◆ Direction
Keep every line where the word "React" appears; drop the rest.

Pages as source code
## BEGIN

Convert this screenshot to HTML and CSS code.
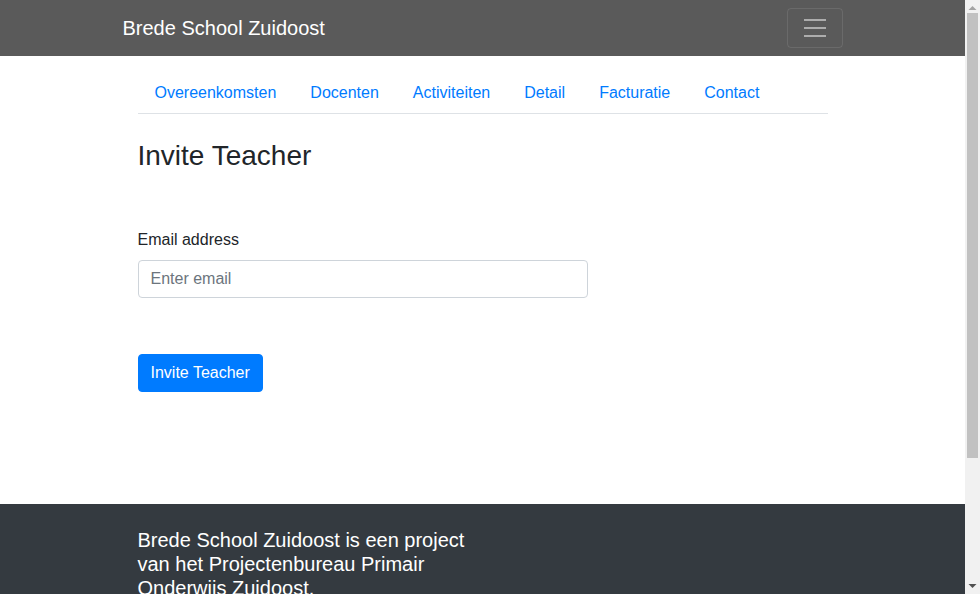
FILE: index.html
```html
<!DOCTYPE html>
<html lang="nl">
<head>
<meta charset="utf-8">
<title>Brede School Zuidoost</title>
<link rel="stylesheet" href="styles.css">
</head>
<body>
<div class="page">
  <nav class="navbar">
    <div class="navbar-inner">
      <a class="brand" href="#">Brede School Zuidoost</a>
      <button class="toggler" type="button" aria-label="Menu">
        <svg class="toggler-icon" viewBox="0 0 30 30" width="30" height="30">
          <path d="M4 7h22M4 15h22M4 23h22" stroke="rgba(255,255,255,0.5)" stroke-width="2" fill="none"/>
        </svg>
      </button>
    </div>
  </nav>

  <main class="container">
    <ul class="tabs">
      <li><a href="#">Overeenkomsten</a></li>
      <li><a href="#">Docenten</a></li>
      <li><a href="#">Activiteiten</a></li>
      <li><a href="#">Detail</a></li>
      <li><a href="#">Facturatie</a></li>
      <li><a href="#">Contact</a></li>
    </ul>

    <h1 class="title">Invite Teacher</h1>

    <form class="invite-form">
      <div class="form-group">
        <label class="label" for="email">Email address</label>
        <input class="input" id="email" type="email" placeholder="Enter email">
      </div>
      <button class="btn" type="button">Invite Teacher</button>
    </form>
  </main>

  <footer class="footer">
    <div class="container">
      <p class="footer-text">Brede School Zuidoost is een project van het Projectenbureau Primair Onderwijs Zuidoost.</p>
    </div>
  </footer>
</div>

<div class="scrollbar" aria-hidden="true">
  <svg class="sb-arrow" viewBox="0 0 15 15" width="15" height="15">
    <path d="M3.5 10h8l-4-4z" fill="#a3a3a3"/>
  </svg>
  <div class="sb-track"><div class="sb-thumb"></div></div>
  <svg class="sb-arrow" viewBox="0 0 15 15" width="15" height="15">
    <path d="M3.5 5h8l-4 4z" fill="#505050"/>
  </svg>
</div>
</body>
</html>
```

FILE: styles.css
```css
* { box-sizing: border-box; }

html, body {
  margin: 0;
  padding: 0;
}

body {
  font-family: "Liberation Sans", Arial, sans-serif;
  font-size: 16px;
  line-height: 1.5;
  color: #212529;
  background: #fff;
}

.page {
  margin-right: 15px;
}

.navbar {
  background: #5a5a5a;
  height: 56px;
  padding: 8px 0;
}

.navbar-inner {
  max-width: 720px;
  margin: 0 auto;
  display: flex;
  align-items: center;
  justify-content: space-between;
  height: 40px;
}

.brand {
  color: #fff;
  font-size: 20px;
  line-height: 30px;
  text-decoration: none;
}

.toggler {
  width: 56px;
  height: 40px;
  padding: 4px 12px;
  background: transparent;
  border: 1px solid rgba(255,255,255,0.1);
  border-radius: 4px;
  display: flex;
  align-items: center;
  justify-content: center;
}

.toggler-icon { display: block; }

.container {
  max-width: 720px;
  margin: 0 auto;
  padding: 0 15px;
}

main.container {
  padding-top: 16px;
  padding-bottom: 112px;
}

.tabs {
  list-style: none;
  margin: 0;
  padding: 0;
  display: flex;
  border-bottom: 1px solid #dee2e6;
}

.tabs li { margin-bottom: -1px; }

.tabs a {
  display: block;
  padding: 8px 16px;
  border: 1px solid transparent;
  color: #007bff;
  text-decoration: none;
}

.title {
  margin: 25px 0 0;
  font-size: 28px;
  font-weight: 500;
  line-height: 1.2;
}

.invite-form {
  margin-top: 55px;
}

.form-group {
  margin-bottom: 56px;
}

.label {
  display: block;
  margin-bottom: 8px;
}

.input {
  display: block;
  width: 450px;
  height: 38px;
  padding: 6px 12px;
  font: inherit;
  color: #495057;
  border: 1px solid #ced4da;
  border-radius: 4px;
  background: #fff;
}

.input::placeholder { color: #6c757d; opacity: 1; }

.btn {
  display: block;
  height: 38px;
  padding: 6px 12px;
  font: inherit;
  color: #fff;
  background: #007bff;
  border: 1px solid #007bff;
  border-radius: 4px;
}

.footer {
  background: #343a40;
  color: #fff;
  padding: 24px 0 150px;
}

.footer-text {
  margin: 0;
  width: 330px;
  font-size: 20px;
  line-height: 24px;
}

/* classic scrollbar drawn over the right edge, as in the reference */
.scrollbar {
  position: fixed;
  top: 0;
  right: 0;
  bottom: 0;
  width: 15px;
  background: #f1f1f1;
  display: flex;
  flex-direction: column;
}

.sb-arrow {
  display: block;
  flex: none;
}

.sb-track {
  flex: 1;
  padding: 0 2px;
}

.sb-thumb {
  height: 445px;
  margin-top: -2px;
  background: #c1c1c1;
}
```
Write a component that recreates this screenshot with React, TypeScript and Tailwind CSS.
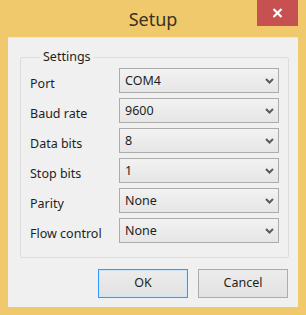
import React from 'react';

const rows = [
  { label: 'Port', value: 'COM4' },
  { label: 'Baud rate', value: '9600' },
  { label: 'Data bits', value: '8' },
  { label: 'Stop bits', value: '1' },
  { label: 'Parity', value: 'None' },
  { label: 'Flow control', value: 'None' },
];

const Chevron = () => (
  <svg width="9" height="6" viewBox="0 0 9 6" className="shrink-0">
    <path d="M1 1 L4.5 4.5 L8 1" fill="none" stroke="#5a5a5a" strokeWidth="2" />
  </svg>
);

const App: React.FC = () => {
  return (
    <div
      className="w-[306px] h-[315px] bg-[#f0c96c] flex flex-col text-[#1e1e1e]"
      style={{ fontFamily: '"Noto Sans", "Open Sans", sans-serif' }}
    >
      {/* Title bar */}
      <div className="relative h-[37px] flex items-center justify-center shrink-0">
        <span className="text-[18px] text-[#3a3222] mt-[2px]">Setup</span>
        <button className="absolute right-[8px] top-0 w-[41px] h-[26px] bg-[#c75050] flex items-center justify-center">
          <svg width="11" height="10" viewBox="0 0 11 10">
            <path d="M1.5 1 L9.5 9 M9.5 1 L1.5 9" stroke="#ffffff" strokeWidth="2.2" />
          </svg>
        </button>
      </div>

      {/* Client area */}
      <div className="flex-1 mx-[8px] mb-[8px] bg-[#f0f0f0] border-t border-[#f7e6bd] flex flex-col px-[12px] pt-[11px]">
        <fieldset className="border border-[#dcdcdc] rounded-[2px] mr-[-2px] h-[209px] px-[9px]">
          <legend className="ml-[10px] px-[3px] text-[12.5px] leading-[16px]">Settings</legend>
          <div className="flex flex-col gap-[5px] mt-[3px]">
            {rows.map((r) => (
              <div key={r.label} className="flex h-[25px]">
                <div className="w-[89px] text-[12.5px] pt-[8px] leading-[16px]">{r.label}</div>
                <div className="w-[160px] h-[25px] border border-[#acacac] bg-gradient-to-b from-[#f2f2f2] to-[#e6e6e6] flex items-center justify-between pl-[5px] pr-[4px]">
                  <span className="text-[12.5px] leading-[16px]">{r.value}</span>
                  <Chevron />
                </div>
              </div>
            ))}
          </div>
        </fieldset>

        <div className="flex justify-end gap-[10px] mt-[11px] mr-[-2px]">
          <button className="w-[90px] h-[29px] border border-[#3399ff] shadow-[inset_0_0_0_1px_#cde6fb] bg-gradient-to-b from-[#ececec] to-[#e2e2e2] text-[12.5px]">
            OK
          </button>
          <button className="w-[90px] h-[29px] border border-[#acacac] bg-gradient-to-b from-[#ececec] to-[#e2e2e2] text-[12.5px]">
            Cancel
          </button>
        </div>
      </div>
    </div>
  );
};

export default App;
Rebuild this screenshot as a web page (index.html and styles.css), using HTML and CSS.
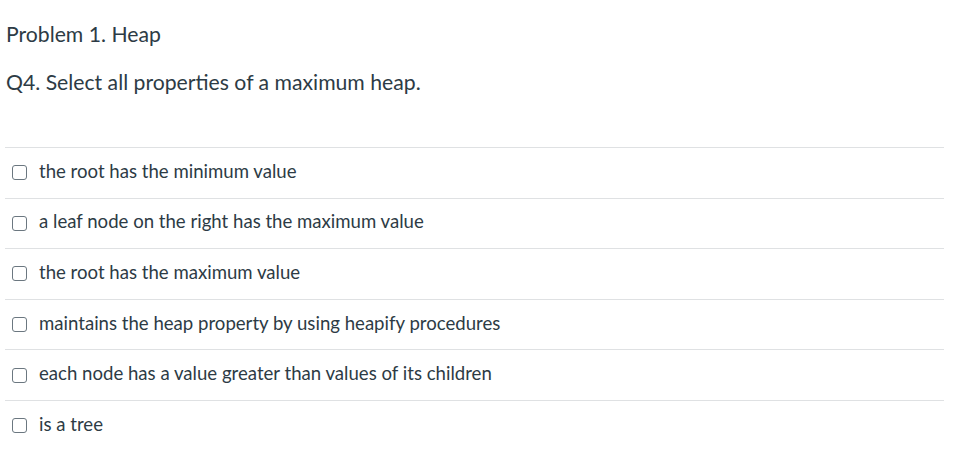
FILE: index.html
```html
<!DOCTYPE html>
<html>
<head>
<meta charset="utf-8">
<link rel="stylesheet" href="styles.css">
</head>
<body>
<div class="page">
  <h1 class="title">Problem 1. Heap</h1>
  <h2 class="question">Q4. Select all properties of a maximum heap.</h2>
  <div class="answers">
    <label class="answer"><span class="box"></span><span class="text">the root has the minimum value</span></label>
    <label class="answer"><span class="box"></span><span class="text">a leaf node on the right has the maximum value</span></label>
    <label class="answer"><span class="box"></span><span class="text">the root has the maximum value</span></label>
    <label class="answer"><span class="box"></span><span class="text">maintains the heap property by using heapify procedures</span></label>
    <label class="answer"><span class="box"></span><span class="text">each node has a value greater than values of its children</span></label>
    <label class="answer"><span class="box"></span><span class="text">is a tree</span></label>
  </div>
</div>
</body>
</html>
```

FILE: styles.css
```css
html, body {
  margin: 0;
  padding: 0;
  background: #ffffff;
}
.page {
  font-family: Lato, "Liberation Sans", sans-serif;
  color: #2d3b45;
  padding: 0 0 0 5px;
  width: 939px;
}
.title {
  font-size: 21.2px;
  font-weight: 400;
  margin: 0;
  padding: 21px 0 0 1px;
  line-height: 26px;
}
.question {
  font-size: 21.2px;
  font-weight: 400;
  margin: 0;
  padding: 22px 0 0 1px;
  line-height: 26px;
}
.answers {
  margin-top: 52px;
}
.answer {
  display: flex;
  align-items: center;
  height: 49.6px;
  border-top: 1px solid #dfe1e3;
  font-size: 18.6px;
}
.box {
  width: 13px;
  height: 13px;
  border: 1px solid #6b7780;
  border-radius: 3px;
  margin-left: 7px;
  margin-right: 12px;
  flex: none;
}
.text {
  line-height: 22px;
  margin-bottom: 4px;
}
```
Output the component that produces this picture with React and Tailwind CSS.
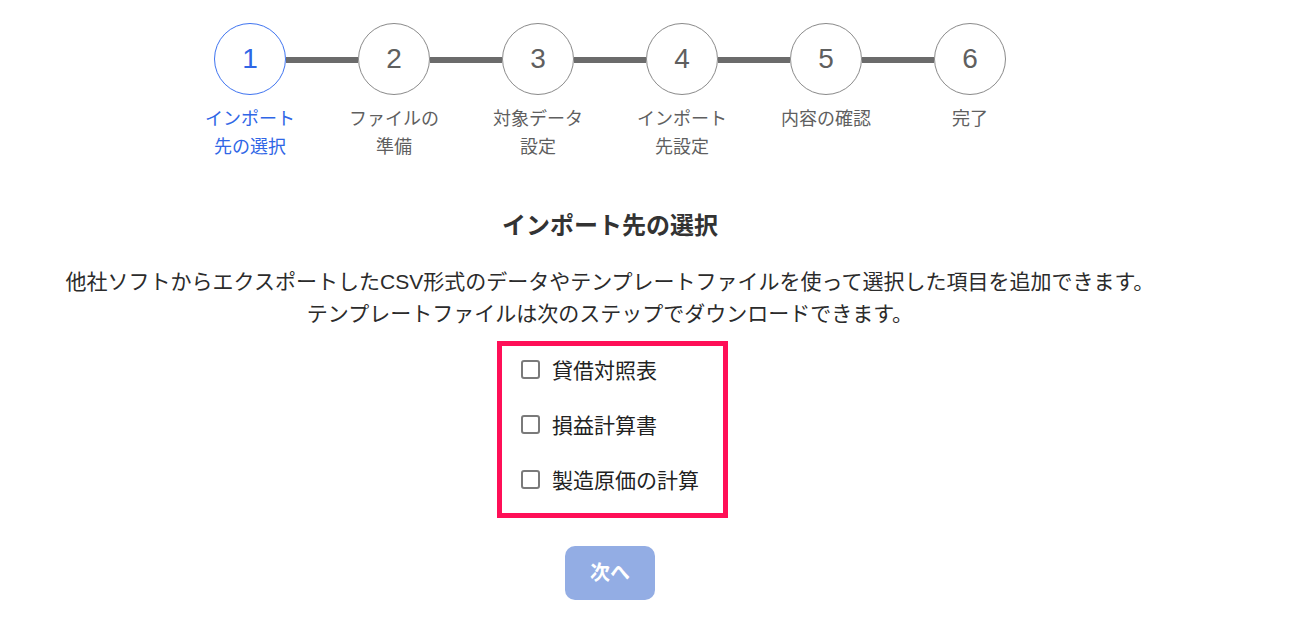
const STEPS = [
  { no: 1, label: 'インポート先の選択' },
  { no: 2, label: 'ファイルの準備' },
  { no: 3, label: '対象データ設定' },
  { no: 4, label: 'インポート先設定' },
  { no: 5, label: '内容の確認' },
  { no: 6, label: '完了' },
]

const TARGETS = ['貸借対照表', '損益計算書', '製造原価の計算']

const FONT = { fontFamily: '"Liberation Sans", "Noto Sans CJK JP", sans-serif' }

function Stepper({ current }) {
  return (
    <div className="flex flex-col items-center">
      {/* circles joined by bars */}
      <div className="flex items-center">
        {STEPS.map((step, i) => (
          <div key={step.no} className="flex items-center">
            {i > 0 && <div className="w-[72px] h-[6px] mt-[2px] bg-[#6b6b6b]" />}
            <div
              className={
                step.no === current
                  ? 'w-[72px] h-[72px] rounded-full border border-[#3f74f0] flex items-center justify-center text-[28px] text-[#2f66e6]'
                  : 'w-[72px] h-[72px] rounded-full border border-[#8a8a8a] flex items-center justify-center text-[28px] text-[#5f5f5f]'
              }
            >
              {step.no}
            </div>
          </div>
        ))}
      </div>

      <div className="flex mt-[10px]">
        {STEPS.map((step) => (
          <div key={step.no} className="w-[144px] flex justify-center">
            <p
              className={
                step.no === current
                  ? 'max-w-[100px] text-center text-[18px] leading-[28px] text-[#2f66e6]'
                  : 'max-w-[100px] text-center text-[18px] leading-[28px] text-[#5f5f5f]'
              }
            >
              {step.label}
            </p>
          </div>
        ))}
      </div>
    </div>
  )
}

export default function App() {
  return (
    <div className="bg-white min-h-screen pr-[76px] pt-[23px]" style={FONT}>
      <Stepper current={1} />

      <div className="flex flex-col items-center">
        <h1 className="mt-[49px] text-[24px] leading-[32px] font-bold text-[#333333]">
          インポート先の選択
        </h1>

        <p className="mt-[24px] text-center text-[21px] leading-[32px] text-[#2b2b2b]">
          他社ソフトからエクスポートしたCSV形式のデータやテンプレートファイルを使って選択した項目を追加できます。
          <br />
          テンプレートファイルは次のステップでダウンロードできます。
        </p>

        <div className="mt-[11px] ml-[5px] border-[5px] border-[#ff0f57] pl-[19px] pr-[24px] pt-[8px] pb-[15px] flex flex-col gap-[21px]">
          {TARGETS.map((name) => (
            <label key={name} className="h-[34px] flex items-center gap-[12px] cursor-pointer">
              <input
                type="checkbox"
                className="appearance-none w-[19px] h-[19px] rounded-[3px] border-2 border-[#7a7a7a] bg-white mt-[-4px]"
              />
              <span className="text-[21px] leading-[34px] text-[#222222]">{name}</span>
            </label>
          ))}
        </div>

        <button
          disabled
          className="mt-[28px] w-[90px] h-[54px] rounded-[10px] bg-[#93ade4] text-white text-[20px] font-bold"
        >
          次へ
        </button>
      </div>
    </div>
  )
}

## END

◆ Task solution
Write a component that recreates this screenshot with React, TypeScript and Tailwind CSS.
import React from 'react';
const App: React.FC = () => {
Output the component that produces this picture with React and Tailwind CSS.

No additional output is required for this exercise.